1. The long term response of intertidal fish communities to restoration efforts at former salt hay farms.

Using weirs to capture fish as they leave intertidal marsh creeks on ebb tide, this project focuses on the larger spatial and temporal scales by passively collecting fish leaving intertidal marsh habitats over the entire ebb tide. This project takes place in the lower Delaware Bay and compares fish utilization of intertidal marsh habitats at multiple former salt hay farms to a natural reference marsh.

2. Intertidal fish response to Phragmites removal in upper Delaware Bay salt marshes.

This project has the same comparative purpose and follows the same approach as above, but takes place in upper Delaware Bay marshes where Phragmites has invaded much of the naturally Spartina dominated salt marshes and restoration efforts to remove Phragmites have taken place. Fish utilization patterns are compared between natural and restored marshes.

3. Tidal influences on fish habitat selection and utilization in intertidal creeks.

The intertidal creek fish assemblage is sampled several times within the ebb and flood tidal cycles (using a seine net) to examine utilization patterns on intermediate spatial and temporal scales. This research takes place in both the upper and lower bay marsh sites in the Delaware Bay (the same marshes used for the weir projects), allowing examination of patterns within both types of salt marsh restorations.

4. Evaluating fish response to Phragmites removal and Spartina restoration using underwater video technology.

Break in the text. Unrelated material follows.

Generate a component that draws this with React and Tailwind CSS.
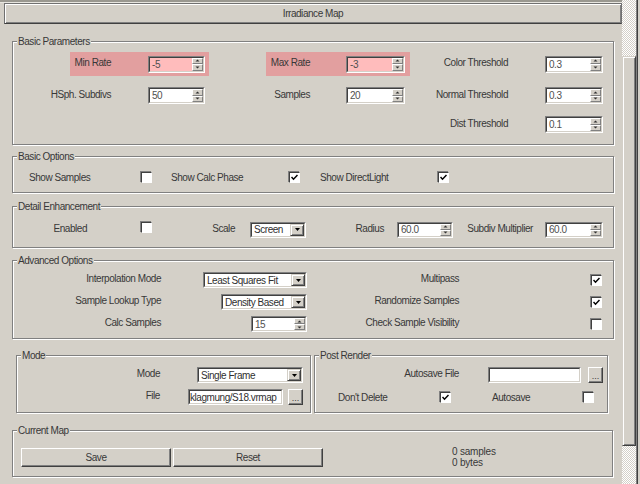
import React from "react";

const BG = "bg-[#d4d0c8]";

function Group({ title, className = "", children }) {
  return (
    <div
      className={`border border-[#808080] shadow-[inset_1px_1px_0_#fff,1px_1px_0_#fff] ${className}`}
    >
      <div className="-mt-[7px] ml-[4px] h-[13px] w-fit bg-[#d4d0c8] px-[1px] leading-[13px]">
        {title}
      </div>
      {children}
    </div>
  );
}

function SpinArrow({ up }) {
  return (
    <svg width="5" height="3" viewBox="0 0 5 3" className="block">
      {up ? (
        <polygon points="2.5,0.5 4.5,2.5 0.5,2.5" fill="#303030" />
      ) : (
        <polygon points="0.5,0.5 4.5,0.5 2.5,2.5" fill="#303030" />
      )}
    </svg>
  );
}

function Sunken({ className = "", inner = "bg-white", children }) {
  return (
    <div
      className={`flex border border-t-[#808080] border-l-[#808080] border-b-white border-r-white ${className}`}
    >
      <div
        className={`flex min-w-0 flex-1 border border-t-[#404040] border-l-[#404040] border-b-[#d4d0c8] border-r-[#d4d0c8] ${inner}`}
      >
        {children}
      </div>
    </div>
  );
}

function Spinner({ w, value, pink = false, h = "h-[17px]" }) {
  return (
    <Sunken className={`${w} ${h}`} inner={pink ? "bg-[#ffbcbc]" : "bg-white"}>
      <div className="flex flex-1 items-center overflow-hidden pl-[2px] text-[#505050]">
        {value}
      </div>
      <div className="flex w-[11px] flex-col bg-[#d4d0c8]">
        <div className="flex flex-1 items-center justify-center border border-t-white border-l-white border-b-[#808080] border-r-[#808080]">
          <SpinArrow up />
        </div>
        <div className="flex flex-1 items-center justify-center border border-t-white border-l-white border-b-[#808080] border-r-[#808080]">
          <SpinArrow />
        </div>
      </div>
    </Sunken>
  );
}

function Select({ w, value }) {
  return (
    <Sunken className={`${w} h-[16px]`}>
      <div className="flex flex-1 items-center overflow-hidden whitespace-nowrap pl-[2px] text-[#303030]">
        {value}
      </div>
      <div className="flex w-[14px] items-center justify-center border border-t-[#d4d0c8] border-l-[#d4d0c8] border-b-[#404040] border-r-[#404040] bg-[#d4d0c8] shadow-[inset_1px_1px_0_#fff,inset_-1px_-1px_0_#808080]">
        <svg width="5" height="3" viewBox="0 0 5 3" className="block">
          <polygon points="0,0 5,0 2.5,3" fill="#000" />
        </svg>
      </div>
    </Sunken>
  );
}

function TextField({ w, value = "" }) {
  return (
    <Sunken className={`${w} h-[16px]`}>
      <div className="flex flex-1 items-center overflow-hidden whitespace-nowrap text-[#303030]">
        {value}
      </div>
    </Sunken>
  );
}

function DotsButton() {
  return (
    <div className="flex h-[16px] w-[15px] items-end justify-center border border-t-white border-l-white border-b-[#404040] border-r-[#404040] bg-[#d4d0c8] pb-[3px] shadow-[inset_-1px_-1px_0_#808080] text-[9px] leading-[6px] tracking-[0px]">
      ...
    </div>
  );
}

function Check({ checked = false }) {
  return (
    <div className="flex h-[11px] w-[11px] shrink-0 items-center justify-center border border-t-[#404040] border-l-[#404040] border-b-white border-r-white bg-white shadow-[-1px_-1px_0_#808080]">
      {checked && (
        <svg width="7" height="7" viewBox="0 0 7 7" className="block">
          <polyline
            points="0.5,3 2.5,5.2 6.5,1"
            fill="none"
            stroke="#000"
            strokeWidth="1.5"
          />
        </svg>
      )}
    </div>
  );
}

function RaisedButton({ w, label }) {
  return (
    <div
      className={`flex h-[19px] ${w} items-center justify-center border border-t-white border-l-white border-b-[#404040] border-r-[#404040] bg-[#d4d0c8] shadow-[inset_-1px_-1px_0_#808080]`}
    >
      {label}
    </div>
  );
}

function Label({ w, children, right = true, up = true }) {
  return (
    <div
      className={`${w} shrink-0 whitespace-nowrap ${right ? "text-right" : "text-left"} ${up ? "pb-[3px]" : ""}`}
    >
      {children}
    </div>
  );
}

export default function App() {
  return (
    <div
      className={`flex h-[484px] w-[640px] overflow-hidden ${BG} font-['Liberation_Sans',Arial,sans-serif] text-[10px] leading-[13px] tracking-[-0.45px] text-[#383838]`}
    >
      {/* main column */}
      <div className="flex w-[622px] shrink-0 flex-col">
        <div className="h-[2px] bg-[#9a9890]" />
        <div className="h-[1px] bg-[#e8e6e0]" />
        {/* rollout header */}
        <div className="ml-[4px] flex h-[21px] w-[618px] items-center justify-center border border-[#707070] border-b-[#404040] bg-[#d4d0c8] shadow-[inset_1px_1px_0_#fff,inset_-1px_-1px_0_#808080]">
          Irradiance Map
        </div>

        <div className="ml-[12px] flex w-[602px] flex-col">
          {/* Basic Parameters */}
          <Group title="Basic Parameters" className="mt-[17px] h-[104px]">
            <div className="mt-[4px] flex h-[24px] items-center">
              <div className="w-[57px] shrink-0" />
              <div className="flex h-[24px] w-[139px] shrink-0 items-center bg-[#e29f9f]">
                <Label w="w-[41px]">Min Rate</Label>
                <div className="ml-[37px]">
                  <Spinner w="w-[57px]" value="-5" pink />
                </div>
              </div>
              <div className="w-[57px] shrink-0" />
              <div className="flex h-[24px] w-[144px] shrink-0 items-center bg-[#e29f9f]">
                <Label w="w-[44px]">Max Rate</Label>
                <div className="ml-[36px]">
                  <Spinner w="w-[59px]" value="-3" pink />
                </div>
              </div>
              <Label w="w-[98px]">Color Threshold</Label>
              <div className="ml-[37px]">
                <Spinner w="w-[58px]" value="0.3" />
              </div>
            </div>
            <div className="mt-[11px] flex h-[17px] items-center">
              <Label w="w-[98px]">HSph. Subdivs</Label>
              <div className="ml-[37px]">
                <Spinner w="w-[57px]" value="50" />
              </div>
              <Label w="w-[105px]">Samples</Label>
              <div className="ml-[36px]">
                <Spinner w="w-[59px]" value="20" />
              </div>
              <Label w="w-[103px]">Normal Threshold</Label>
              <div className="ml-[37px]">
                <Spinner w="w-[58px]" value="0.3" />
              </div>
            </div>
            <div className="mt-[12px] flex h-[17px] items-center">
              <div className="w-[392px] shrink-0" />
              <Label w="w-[103px]">Dist Threshold</Label>
              <div className="ml-[37px]">
                <Spinner w="w-[58px]" value="0.1" />
              </div>
            </div>
          </Group>

          {/* Basic Options */}
          <Group title="Basic Options" className="mt-[11px] h-[37px]">
            <div className="mt-[8px] flex h-[13px] items-center pl-[16px]">
              <Label w="w-[112px]" right={false} up={false}>
                Show Samples
              </Label>
              <Check />
              <div className="w-[19px] shrink-0" />
              <Label w="w-[118px]" right={false} up={false}>
                Show Calc Phase
              </Label>
              <Check checked />
              <div className="w-[20px] shrink-0" />
              <Label w="w-[118px]" right={false} up={false}>
                Show DirectLight
              </Label>
              <Check checked />
            </div>
          </Group>

          {/* Detail Enhancement */}
          <Group title="Detail Enhancement" className="mt-[13px] h-[42px]">
            <div className="mt-[8px] flex h-[17px] items-center">
              <Label w="w-[74px]">Enabled</Label>
              <div className="ml-[54px] -mt-[4px]">
                <Check />
              </div>
              <Label w="w-[83px]">Scale</Label>
              <div className="ml-[15px]">
                <Select w="w-[56px]" value="Screen" />
              </div>
              <Label w="w-[78px]">Radius</Label>
              <div className="ml-[13px]">
                <Spinner w="w-[56px]" value="60.0" h="h-[16px]" />
              </div>
              <Label w="w-[80px]">Subdiv Multiplier</Label>
              <div className="ml-[12px]">
                <Spinner w="w-[58px]" value="60.0" h="h-[16px]" />
              </div>
            </div>
          </Group>

          {/* Advanced Options */}
          <Group title="Advanced Options" className="mt-[12px] h-[79px]">
            <div className="mt-[5px] flex h-[16px] items-center">
              <Label w="w-[148px]">Interpolation Mode</Label>
              <div className="flex w-[146px] shrink-0 justify-end">
                <Select w="w-[104px]" value="Least Squares Fit" />
              </div>
              <Label w="w-[152px]">Multipass</Label>
              <div className="flex w-[143px] shrink-0 justify-end">
                <Check checked />
              </div>
            </div>
            <div className="mt-[6px] flex h-[16px] items-center">
              <Label w="w-[148px]">Sample Lookup Type</Label>
              <div className="flex w-[146px] shrink-0 justify-end">
                <Select w="w-[86px]" value="Density Based" />
              </div>
              <Label w="w-[152px]">Randomize Samples</Label>
              <div className="flex w-[143px] shrink-0 justify-end">
                <Check checked />
              </div>
            </div>
            <div className="mt-[6px] flex h-[16px] items-center">
              <Label w="w-[148px]">Calc Samples</Label>
              <div className="flex w-[146px] shrink-0 justify-end">
                <Spinner w="w-[56px]" value="15" h="h-[16px]" />
              </div>
              <Label w="w-[152px]">Check Sample Visibility</Label>
              <div className="flex w-[143px] shrink-0 justify-end">
                <Check />
              </div>
            </div>
          </Group>

          {/* Mode / Post Render */}
          <div className="mt-[16px] flex">
            <Group title="Mode" className="ml-[4px] h-[58px] w-[295px]">
              <div className="mt-[5px] flex h-[16px] items-center">
                <Label w="w-[143px]">Mode</Label>
                <div className="ml-[37px]">
                  <Select w="w-[106px]" value="Single Frame" />
                </div>
              </div>
              <div className="mt-[6px] flex h-[16px] items-center">
                <Label w="w-[143px]">File</Label>
                <div className="ml-[28px]">
                  <TextField w="w-[95px]" value="klagmung/S18.vrmap" />
                </div>
                <div className="ml-[5px]">
                  <DotsButton />
                </div>
              </div>
            </Group>
            <Group title="Post Render" className="ml-[3px] h-[58px] w-[294px]">
              <div className="mt-[5px] flex h-[16px] items-center">
                <Label w="w-[144px]">Autosave File</Label>
                <div className="ml-[29px]">
                  <TextField w="w-[93px]" />
                </div>
                <div className="ml-[7px]">
                  <DotsButton />
                </div>
              </div>
              <div className="mt-[6px] flex h-[16px] items-center pl-[23px]">
                <Label w="w-[102px]" right={false} up={false}>
                  Don't Delete
                </Label>
                <Check checked />
                <div className="w-[41px] shrink-0" />
                <Label w="w-[91px]" right={false} up={false}>
                  Autosave
                </Label>
                <Check />
              </div>
            </Group>
          </div>

          {/* Current Map */}
          <Group title="Current Map" className="mt-[17px] h-[47px] w-[601px]">
            <div className="mt-[9px] flex items-center pl-[8px]">
              <RaisedButton w="w-[150px]" label="Save" />
              <div className="ml-[2px]">
                <RaisedButton w="w-[150px]" label="Reset" />
              </div>
              <div className="ml-[129px] flex flex-col leading-[11px] tracking-[-0.2px]">
                <span>0 samples</span>
                <span>0 bytes</span>
              </div>
            </div>
          </Group>
        </div>
      </div>

      {/* scrollbar */}
      <div className="flex w-[18px] shrink-0">
        <div className="flex w-[14px] flex-col bg-[repeating-conic-gradient(#ffffff_0_25%,#d4d0c8_0_50%)] bg-[length:2px_2px]">
          <div className="h-[56px] shrink-0" />
          <div className="flex-1 border border-t-[#d4d0c8] border-l-[#d4d0c8] border-b-[#404040] border-r-[#404040] bg-[#d4d0c8] shadow-[inset_1px_1px_0_#fff,inset_-1px_-1px_0_#808080]" />
          <div className="h-[38px] shrink-0" />
        </div>
        <div className="w-[1px] bg-[#808080]" />
        <div className="w-[1px] bg-[#404040]" />
        <div className="w-[2px] bg-[#d4d0c8]" />
      </div>
    </div>
  );
}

To discern the effects of varying dominant marsh vegetation on smaller (fine) scale temporal and spatial movement patterns within tidal cycles, underwater video imagery is being used to examine the fish fauna of intertidal creeks in representative Phragmites dominated, Spartina dominated, and restored marshes. This project takes place in the marshes of the Hog Islands area of the Great Bay-Mullica River estuary in the Jacques Cousteau National Estuarine Research Reserve, where extensive treatment of invasive Phragmites stands by government and private agencies has allowed the recolonization (i.e., restoration) of natural Spartina vegetation.